Applications of femtosecond laser ablation for nanoneurosurgery in C. elegans.

Presentation Date: 

Saturday, January 20, 2007


Photonics West 2007 (San Jose, CA)

Presentation Slides: 

We ablate cellular material with submicrometer resolution using tightly-focused, 2-5 nJ femtosecond laser pulses. Due to the nonlinear absorption of laser light, the disruption occurs within the bulk of the sample without incision. The low energy of the pulses minimizes collateral damage. The technique has broad applicability because any optically resolvable structure within the working distance of a high-NA objective can be disrupted. Current applications of this technique include probing cytoskeletal mechanics, imaging brain tissue, and investigating the neurobiology of the nematode worm C. elegans.

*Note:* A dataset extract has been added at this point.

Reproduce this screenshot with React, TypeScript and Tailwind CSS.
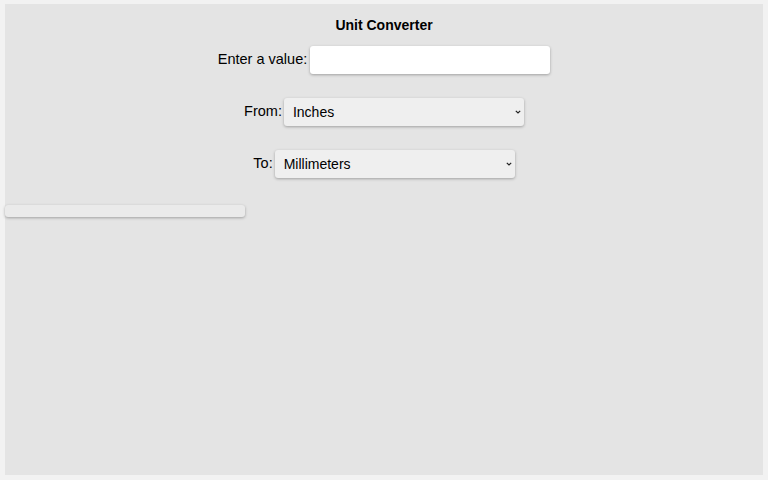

As a demonstration of femtosecond laser ablation in C. elegans, we severed individual dendrites of a thermosensory neuron in the worm without damaging nearby neurons. Quantification of the resulting behavioral deficits identifies the contribution of the dissected structures to normal thermotaxis. A similar dissection of osmosensory dendrites showed a lack of regeneration after surgery, in constrast to a previous report of post-surgery motor axon repair.

Improvements to the technique are aimed at increasing the speed of surgery. The subsequent increase in the number of processed worms or samples will permit the study of subtle behaviors and effects, making the technique useful to an even wider range of researchers.